**What the task asks:**
Nothing outside the range is to be copied. From the entries below, reproduce exactly the lines starting at the one with "Rebuild this screenshot as a component, using React, TypeScript" and ending at the one with "length: 36 *", without pictures.

**Available records:**
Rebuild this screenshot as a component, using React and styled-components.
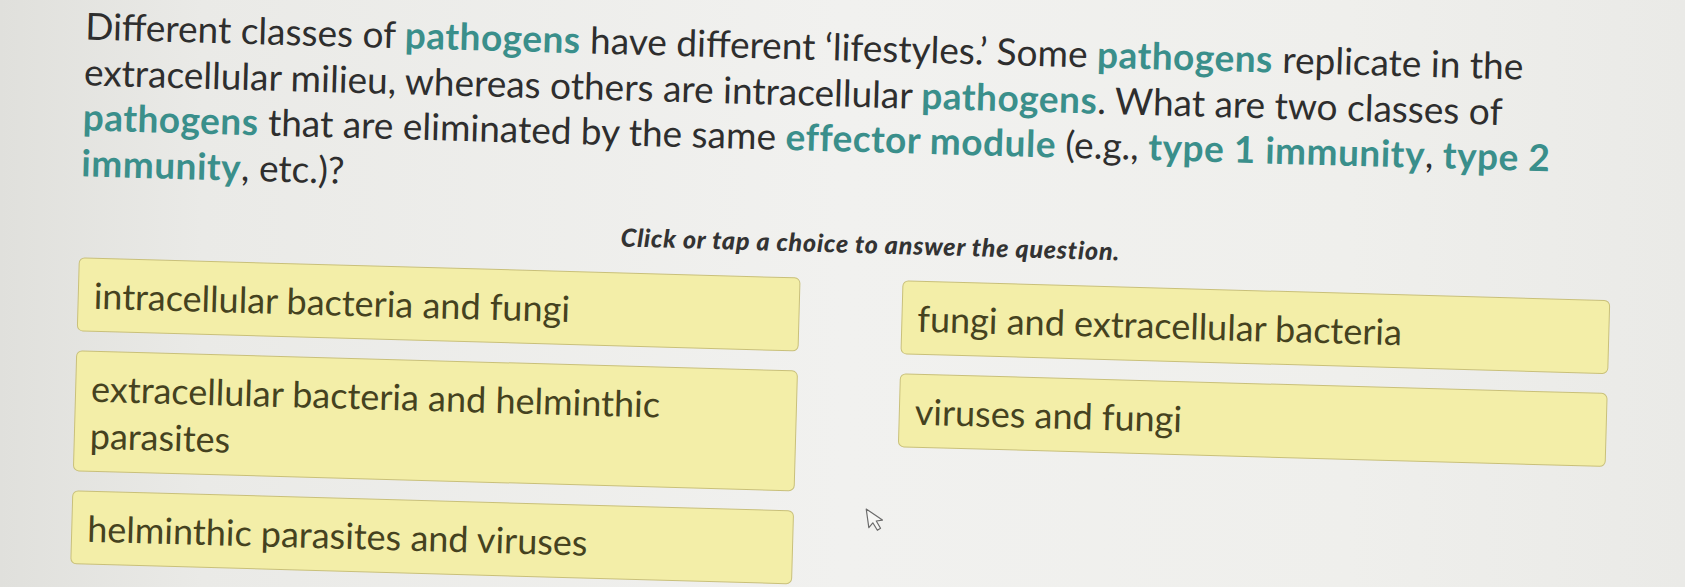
import React from 'react';
import styled, { createGlobalStyle } from 'styled-components';

const GlobalStyle = createGlobalStyle`
  html, body {
    margin: 0;
    padding: 0;
    background: #efefec;
  }
`;

const Page = styled.div`
  position: relative;
  width: 1685px;
  height: 587px;
  overflow: hidden;
  background: linear-gradient(90deg, #e0e0dc 0%, #eaeae7 12%, #f1f1ef 50%, #efefec 80%, #eaeae7 100%);
  font-family: Lato, "Open Sans", sans-serif;
`;

// the photo is taken a little askew, so the whole sheet leans
const Stage = styled.div`
  padding-left: 86px;
  transform: rotate(1.6deg);
  transform-origin: 0 0;
`;

const Question = styled.p`
  margin: 0;
  font-size: 37px;
  line-height: 45.5px;
  color: #2e2e2e;
  white-space: nowrap;
`;

const Term = styled.b`
  font-weight: 700;
  letter-spacing: 0.5px;
  color: #3a8f8b;
`;

const Prompt = styled.div`
  width: 1532px;
  margin-top: 22px;
  padding-left: 50px;
  box-sizing: border-box;
  text-align: center;
  font-size: 25px;
  line-height: 30px;
  letter-spacing: 0.8px;
  font-style: italic;
  font-weight: 900;
  color: #333;
`;

const Choices = styled.div`
  display: grid;
  grid-template-columns: 722px 708px;
  column-gap: 102px;
  align-items: start;
  margin-top: 21px;
`;

const Column = styled.div`
  display: flex;
  flex-direction: column;
  gap: 19px;
`;

const Choice = styled.div`
  box-sizing: border-box;
  padding: 13px 15px 12px;
  background: #f3eea8;
  border: 1px solid #c9c07a;
  border-radius: 6px;
  font-size: 36px;
  font-weight: 400;
  line-height: 47px;
  color: #45421f;
  cursor: pointer;
`;

const Cursor = styled.svg`
  position: absolute;
  left: 866px;
  top: 506px;
  width: 22px;
  height: 28px;
  transform: rotate(-8deg);
`;

const leftChoices = [
  'intracellular bacteria and fungi',
  'extracellular bacteria and helminthic parasites',
  'helminthic parasites and viruses',
];

const rightChoices = [
  'fungi and extracellular bacteria',
  'viruses and fungi',
];

export default function App() {
  return (
    <Page>
      <GlobalStyle />
      <Stage>
        <Question>
          Different classes of <Term>pathogens</Term> have different ‘lifestyles.’ Some <Term>pathogens</Term> replicate in the
          <br />
          extracellular milieu, whereas others are intracellular <Term>pathogens</Term>. What are two classes of
          <br />
          <Term>pathogens</Term> that are eliminated by the same <Term>effector module</Term> (e.g., <Term>type 1 immunity</Term>, <Term>type 2</Term>
          <br />
          <Term>immunity</Term>, etc.)?
        </Question>
        <Prompt>Click or tap a choice to answer the question.</Prompt>
        <Choices>
          <Column>
            {leftChoices.map(text => (
              <Choice key={text}>{text}</Choice>
            ))}
          </Column>
          <Column>
            {rightChoices.map(text => (
              <Choice key={text}>{text}</Choice>
            ))}
          </Column>
        </Choices>
      </Stage>
      <Cursor viewBox="0 0 20 26">
        <path
          d="M1.5 1.5 L1.5 19 L5.8 15 L9 22.5 L12.2 21 L9.2 13.8 L15 13.8 Z"
          fill="#f7f7f5"
          stroke="#6b6b6b"
          strokeWidth="1.1"
          strokeLinejoin="round"
        />
      </Cursor>
    </Page>
  );
}
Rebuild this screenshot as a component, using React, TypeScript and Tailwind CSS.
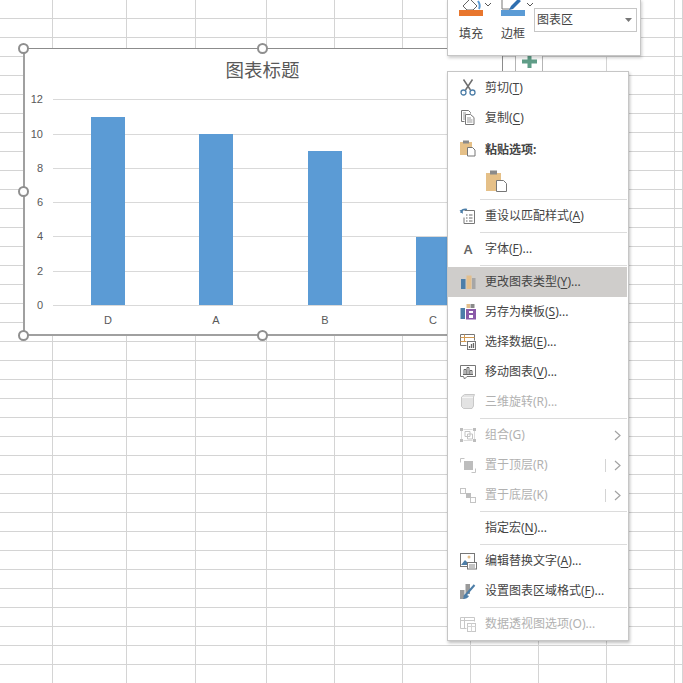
import React from "react";

const CJK = "font-['Noto_Sans','Noto_Sans_CJK_SC',sans-serif]";

const columnWidths = "grid-cols-[53px_74px_69px_71px_68px_68px_68px_68px_68px_68px_8px]";
const cells = Array.from({ length: 36 * 11 });

function Grid() {
  return (
    <div className={`grid ${columnWidths} auto-rows-[19px]`}>
      {cells.map((_, i) => (
        <div key={i} className="border-r border-b border-[#d4d4d4]" />
      ))}
    </div>
  );
}

function Handle({ className }: { className: string }) {
  return <div className={`absolute h-[11px] w-[11px] rounded-full border-2 border-[#8f8f8f] bg-white ${className}`} />;
}

const ticks = [
  { v: "12", y: 99 },
  { v: "10", y: 134 },
  { v: "8", y: 168 },
  { v: "6", y: 202 },
  { v: "4", y: 236 },
  { v: "2", y: 271 },
  { v: "0", y: 305 },
];
const bars = [
  { l: "D", x: 91, top: 117 },
  { l: "A", x: 199, top: 134 },
  { l: "B", x: 308, top: 151 },
  { l: "C", x: 416, top: 237 },
];

function Chart() {
  return (
    <div className="absolute left-[23px] top-[48px] h-[288px] w-[480px]">
      <div className="h-full w-full border border-b-2 border-l-2 border-[#8c8c8c] border-b-[#a0a0a0] border-l-[#a0a0a0] bg-white">
        <svg width="477" height="285" viewBox="25 49 477 285" className="block">
          <text x="262.500" y="77" textAnchor="middle" fontSize="18.500" fill="#595959" fontFamily="'Noto Sans CJK SC',sans-serif">
            图表标题
          </text>
          {ticks.map((t) => (
            <g key={t.v}>
              <rect x="53" y={t.y} width="450" height="1" fill="#d9d9d9" />
              <text x="43" y={t.y + 4} textAnchor="end" fontSize="11" fill="#595959" fontFamily="'Liberation Sans',sans-serif">
                {t.v}
              </text>
            </g>
          ))}
          {bars.map((b) => (
            <g key={b.l}>
              <rect x={b.x} y={b.top} width="34" height={305 - b.top} fill="#5b9bd5" />
              <text x={b.x + 17} y="324" textAnchor="middle" fontSize="11" fill="#595959" fontFamily="'Liberation Sans',sans-serif">
                {b.l}
              </text>
            </g>
          ))}
        </svg>
      </div>
      <Handle className="left-[-5px] top-[-5px]" />
      <Handle className="left-[234px] top-[-5px]" />
      <Handle className="left-[-5px] top-[138px]" />
      <Handle className="left-[-5px] top-[282px]" />
      <Handle className="left-[234px] top-[282px]" />
    </div>
  );
}

function PlusButton() {
  return (
    <div className="absolute left-[515px] top-[50px] flex h-[25px] w-[28px] items-end justify-center border border-[#b5b5b5] bg-white pb-[6px]">
      <svg width="15" height="13" viewBox="0 0 15 13">
        <path d="M5.5 0h4v4.500H15v4H9.500V13h-4V8.500H0v-4h5.500z" fill="#5f9d87" />
      </svg>
    </div>
  );
}

function Toolbar() {
  return (
    <div className={`absolute left-[447px] top-[-1px] h-[57px] w-[194px] border border-[#c6c6c6] bg-white shadow-[1px_2px_3px_rgba(0,0,0,0.2)] ${CJK}`}>
      <div className="flex pl-[11px]">
        <ToolButton label="填充" color="#e8762d" kind="fill" />
        <div className="w-[18px]" />
        <ToolButton label="边框" color="#5b9bd5" kind="pen" />
        <div className="ml-[9px] mt-[8px] flex h-[24px] w-[103px] items-center justify-between border border-[#c6c6c6] pl-[2px] pr-[4px] text-[12px] text-[#444]">
          <span>图表区</span>
          <svg width="7" height="4" viewBox="0 0 7 4">
            <path d="M0 0h7L3.500 4z" fill="#777" />
          </svg>
        </div>
      </div>
    </div>
  );
}

function ToolButton({ label, color, kind }: { label: string; color: string; kind: "fill" | "pen" }) {
  return (
    <div className="flex w-[24px] flex-col">
      <div className="relative h-[17px] w-[24px]">
        {kind === "fill" ? (
          <svg width="24" height="10" viewBox="0 0 24 10" className="block">
            <path d="M4 6l7-7 7 7-4 4H8z" fill="#fff" stroke="#666" strokeWidth="1" />
            <path d="M19 1c2 3 2 6 1 8" stroke="#5b9bd5" strokeWidth="2" fill="none" />
          </svg>
        ) : (
          <svg width="24" height="10" viewBox="0 0 24 10" className="block">
            <path d="M1 0v9h8" stroke="#777" fill="none" />
            <path d="M8 10l2-4 7-7 3 2-8 8z" fill="#2f6fb0" />
          </svg>
        )}
        <div className="h-[6px] w-[24px]" style={{ backgroundColor: color }} />
        <svg width="8" height="5" viewBox="0 0 8 5" className="absolute left-[25px] top-[2px]">
          <path d="M1 1l3 3 3-3" fill="none" stroke="#555" />
        </svg>
      </div>
      <div className="mt-[9px] whitespace-nowrap text-[12px] leading-[16px] text-[#444]">{label}</div>
    </div>
  );
}

type IconName =
  | "cut" | "copy" | "paste" | "reset" | "font" | "type" | "save" | "data" | "move"
  | "rotate" | "group" | "front" | "back" | "alt" | "format" | "pivot";

function Icon({ name }: { name: IconName }) {
  const s = { width: 18, height: 18, viewBox: "0 0 18 18" };
  switch (name) {
    case "cut":
      return (
        <svg {...s}>
          <path d="M4.500 0.500l7 10.500M13.500 0.500l-7 10.500" stroke="#6e6e6e" strokeWidth="1.500" fill="none" />
          <circle cx="4.500" cy="13.500" r="2.500" fill="none" stroke="#4d7ea8" strokeWidth="1.300" />
          <circle cx="13.500" cy="13.500" r="2.500" fill="none" stroke="#4d7ea8" strokeWidth="1.300" />
        </svg>
      );
    case "copy":
      return (
        <svg {...s}>
          <path d="M2.500 1.500h7l2 2v1M2.500 1.500v11h3" fill="none" stroke="#777" />
          <path d="M6.500 5.500h5l3.500 3v7H6.500z" fill="#fff" stroke="#777" />
          <path d="M8 9h4M8 11h5.500M8 13h5.500M4 4h3M4 6h2M4 8h2M4 10h2" stroke="#999" />
        </svg>
      );
    case "paste":
      return (
        <svg {...s}>
          <rect x="1" y="3" width="12" height="13" fill="#e5c088" />
          <rect x="4" y="1.500" width="6" height="3" fill="#8a8a8a" />
          <path d="M8.500 8.500h5l2.500 2.500v6h-7.500z" fill="#fff" stroke="#777" />
        </svg>
      );
    case "reset":
      return (
        <svg {...s}>
          <path d="M5.500 3.500h10v13H5v-6" fill="#fff" stroke="#777" />
          <path d="M2 6c.5-3 3-4.500 6-3.500" stroke="#4d7ea8" strokeWidth="1.500" fill="none" />
          <path d="M.5 3.500l3.500 3.500-.5-4.500z" fill="#4d7ea8" />
          <path d="M7 8h1.500M10 8h3.500M7 11h1.500M10 11h3.500M7 14h1.500M10 14h3.500" stroke="#666" />
        </svg>
      );
    case "font":
      return <span className="font-['Noto_Sans',sans-serif] text-[13px] font-semibold leading-[18px] text-[#666]">A</span>;
    case "type":
      return (
        <svg {...s}>
          <rect x="2" y="6" width="4.500" height="10" fill="#4d7ea8" />
          <rect x="7.500" y="2.500" width="5" height="13.500" fill="#e3bf8d" />
          <rect x="13" y="5" width="3.500" height="11" fill="#a6a6a6" />
        </svg>
      );
    case "save":
      return (
        <svg {...s}>
          <rect x="1.500" y="5" width="4.500" height="11" fill="#4d7ea8" />
          <rect x="7.500" y="1" width="3.500" height="4" fill="#e3bf8d" />
          <rect x="11.500" y="1" width="4" height="4" fill="#8a8a8a" />
          <path d="M7 6h10v10.500H7zM10 8v2h4V8zM10 12v3h4v-3z" fill="#8a5aa8" fillRule="evenodd" />
        </svg>
      );
    case "data":
      return (
        <svg {...s}>
          <path d="M1.500 1.500h14v6M1.500 1.500v11h6" fill="none" stroke="#777" />
          <path d="M1.500 4.500h14M1.500 8.500h6M5.500 1.500v7" stroke="#d39a52" />
          <rect x="8.500" y="8.500" width="8" height="8" fill="#fff" stroke="#777" />
          <path d="M10.500 15v-2M12.500 15v-4M14.500 15v-5" stroke="#666" strokeWidth="1.300" />
        </svg>
      );
    case "move":
      return (
        <svg {...s}>
          <path d="M1.500 2.500h15v11H8l-2.500 2.500-1-2.500h-3z" fill="#fff" stroke="#777" />
          <path d="M5 11V6.500h2V11M8 11V4.500h2V11M11 11V7.500h2V11M4 11.500h10" fill="none" stroke="#666" />
        </svg>
      );
    case "rotate":
      return (
        <svg {...s}>
          <path d="M2.500 4l3-2.500h10l-1 2.500v9l-1.500 2.500H4.500l-2-2z" fill="#e3e3e3" stroke="#c8c8c8" />
          <path d="M3 4.500h11" stroke="#f6f6f6" />
        </svg>
      );
    case "group":
      return (
        <svg {...s}>
          <path d="M1 2h3v3H1zM14 2h3v3h-3zM1 13h3v3H1zM14 13h3v3h-3z" fill="#bdbdbd" />
          <path d="M6 5.500h5v5H6zM8.500 8h5v5h-5z" fill="none" stroke="#c4c4c4" />
          <path d="M4.500 3.500h9M4.500 14.500h9M2.500 5v8M15.500 5v8" stroke="#dcdcdc" />
        </svg>
      );
    case "front":
      return (
        <svg {...s}>
          <path d="M1.500 6.500v-4h4M12.500 16.500h4v-4" fill="none" stroke="#c4c4c4" />
          <rect x="5" y="5" width="9" height="9" fill="#bdbdbd" />
        </svg>
      );
    case "back":
      return (
        <svg {...s}>
          <rect x="1.500" y="2.500" width="5" height="5" fill="#fff" stroke="#c4c4c4" />
          <rect x="11.500" y="11.500" width="5" height="5" fill="#fff" stroke="#c4c4c4" />
          <path d="M7 7h5v5H7z" fill="#bdbdbd" />
        </svg>
      );
    case "alt":
      return (
        <svg {...s}>
          <rect x="1.500" y="1.500" width="14" height="13" fill="#fff" stroke="#777" />
          <circle cx="10" cy="5" r="1.500" fill="#e3bf8d" />
          <path d="M2 13l4-5 3 3 2 2z" fill="#4d7ea8" />
          <rect x="8.500" y="10.500" width="9" height="6.500" fill="#fff" stroke="#777" />
          <path d="M10 13h6M10 15h6" stroke="#888" />
        </svg>
      );
    case "format":
      return (
        <svg {...s}>
          <rect x="1" y="8" width="4.500" height="9" fill="#9a9a9a" />
          <rect x="6.500" y="2" width="4.500" height="10" fill="#9a9a9a" />
          <path d="M15.500 3L5 15" stroke="#4d7ea8" strokeWidth="2" />
          <path d="M4 17l2-5 4 2c-1 2-3 3-6 3z" fill="#4d7ea8" />
        </svg>
      );
    case "pivot":
      return (
        <svg {...s}>
          <path d="M1.500 2.500h14v4M1.500 2.500v11h6M1.500 5.500h14M5.500 2.500v11" fill="none" stroke="#c8c8c8" />
          <rect x="8.500" y="8.500" width="8" height="8" fill="#fff" stroke="#c8c8c8" />
          <path d="M8.500 11.500h8M12.500 8.500v8" stroke="#d4d4d4" />
        </svg>
      );
  }
}

type Item = {
  icon?: IconName;
  pre: string;
  k?: string;
  post?: string;
  disabled?: boolean;
  active?: boolean;
  arrow?: boolean;
  divider?: boolean;
};

function Row({ icon, pre, k, post = ")", disabled, active, arrow, divider }: Item) {
  return (
    <div
      className={`relative flex h-[30px] items-center text-[12px] leading-[16px] ${disabled ? "text-[#b1b1b1]" : "text-[#444]"} ${active ? "bg-[#cfcdcb]" : ""}`}
    >
      <div className="flex w-[37px] justify-center pl-[3px]">{icon && <Icon name={icon} />}</div>
      <span className="whitespace-nowrap">
        {pre}
        {k && <u className="underline-offset-2">{k}</u>}
        {k && post}
      </span>
      {arrow && (
        <div className="ml-auto flex items-center pr-[6px]">
          {divider && <div className="mr-[8px] h-[13px] w-px bg-[#d4d4d4]" />}
          <svg width="7" height="11" viewBox="0 0 7 11">
            <path d="M1 1l5 4.500-5 4.500" fill="none" stroke="#a3a3a3" strokeWidth="1.200" />
          </svg>
        </div>
      )}
    </div>
  );
}

function Sep() {
  return (
    <div className="flex h-[3px] items-center pl-[32px]">
      <div className="h-px w-full bg-[#dcdcdc]" />
    </div>
  );
}

function Menu() {
  return (
    <div className={`absolute left-[447px] top-[71px] h-[570px] w-[182px] border border-[#c6c6c6] bg-white py-px pr-px shadow-[1px_2px_3px_rgba(0,0,0,0.25)] ${CJK}`}>
      <Row icon="cut" pre="剪切(" k="T" />
      <Row icon="copy" pre="复制(" k="C" />
      <Row icon="paste" pre="" />
      <div className="mt-[-30px] flex h-[30px] items-center pl-[37px] pt-[3px] text-[12px] font-bold text-[#444]">粘贴选项:</div>
      <div className="flex h-[35px] items-center pl-[37px]">
        <svg width="24" height="24" viewBox="0 0 24 24">
          <rect x="1" y="4" width="15" height="18" fill="#e5c088" />
          <rect x="5" y="1.500" width="7" height="4" fill="#8a8a8a" />
          <path d="M11.500 11.500h7l3 3v8h-10z" fill="#fff" stroke="#777" />
        </svg>
      </div>
      <Sep />
      <Row icon="reset" pre="重设以匹配样式(" k="A" />
      <Sep />
      <Row icon="font" pre="字体(" k="F" post=")..." />
      <Sep />
      <Row icon="type" pre="更改图表类型(" k="Y" post=")..." active />
      <Row icon="save" pre="另存为模板(" k="S" post=")..." />
      <Row icon="data" pre="选择数据(" k="E" post=")..." />
      <Row icon="move" pre="移动图表(" k="V" post=")..." />
      <Row icon="rotate" pre="三维旋转(R)..." disabled />
      <Sep />
      <Row icon="group" pre="组合(G)" disabled arrow />
      <Row icon="front" pre="置于顶层(R)" disabled arrow divider />
      <Row icon="back" pre="置于底层(K)" disabled arrow divider />
      <Sep />
      <Row pre="指定宏(" k="N" post=")..." />
      <Sep />
      <Row icon="alt" pre="编辑替换文字(" k="A" post=")..." />
      <Row icon="format" pre="设置图表区域格式(" k="F" post=")..." />
      <Sep />
      <Row icon="pivot" pre="数据透视图选项(O)..." disabled />
    </div>
  );
}

export default function App() {
  return (
    <div className="relative h-[683px] w-[683px] overflow-hidden bg-white">
      <Grid />
      <Chart />
      <PlusButton />
      <Toolbar />
      <Menu />
    </div>
  );
}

**Solution for this exercise:**
Rebuild this screenshot as a component, using React, TypeScript and Tailwind CSS.
import React from "react";

const CJK = "font-['Noto_Sans','Noto_Sans_CJK_SC',sans-serif]";

const columnWidths = "grid-cols-[53px_74px_69px_71px_68px_68px_68px_68px_68px_68px_8px]";
const cells = Array.from({ length: 36 * 11 });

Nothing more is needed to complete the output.